People also underestimate the harm of arguing with the wrong goal. I have seen drivers fight a minor equipment violation because they felt insulted, even though a quick resolution would have kept points off the record and ended the matter that morning. Pride is expensive in traffic court. Sometimes very expensive.

What separates a useful traffic lawyer from a ticket mill

I know the business has a reputation problem, and some of that reputation is earned. There are offices that process fifty or sixty files through one calendar with very little attention paid to the details of each driver. That model can still work on a narrow class of low-risk matters, but it breaks down fast once the case touches a commercial license, a prior suspension, or an accident report.

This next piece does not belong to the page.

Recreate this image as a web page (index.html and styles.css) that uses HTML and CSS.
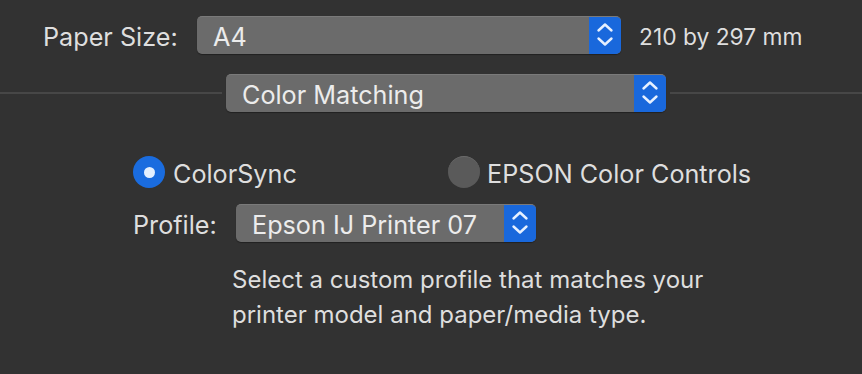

A useful traffic lawyer asks about consequences beyond the courtroom. I want to know whether the client drives for work, whether they are under twenty-one, whether they hold a license in another state, and whether a conviction could trigger a job review or an insurance issue at renewal. The law on paper is one thing, but the fallout around it is what people actually live with.

I also think a good traffic lawyer knows when to say no. If the evidence is clean and the local practice leaves almost no room to improve the outcome, I would rather tell someone that hard truth than sell them a fight that is mostly theater. Clients remember honesty. They should.

The best work in this area is rarely dramatic. It is getting a charge amended in a way that avoids a point hit, fixing a paperwork problem before it turns into a suspension, or catching a technical flaw that everyone else treated as background noise. Most wins are quiet.

I still like this work because a traffic case can look small from the outside and still matter a great deal to the person carrying it. A single ticket can touch a job, a license, a family budget, and the way someone gets to work on Monday morning. That is why I never treat these files like throwaways, and why I tell people to pay attention before a minor case grows into a hard one.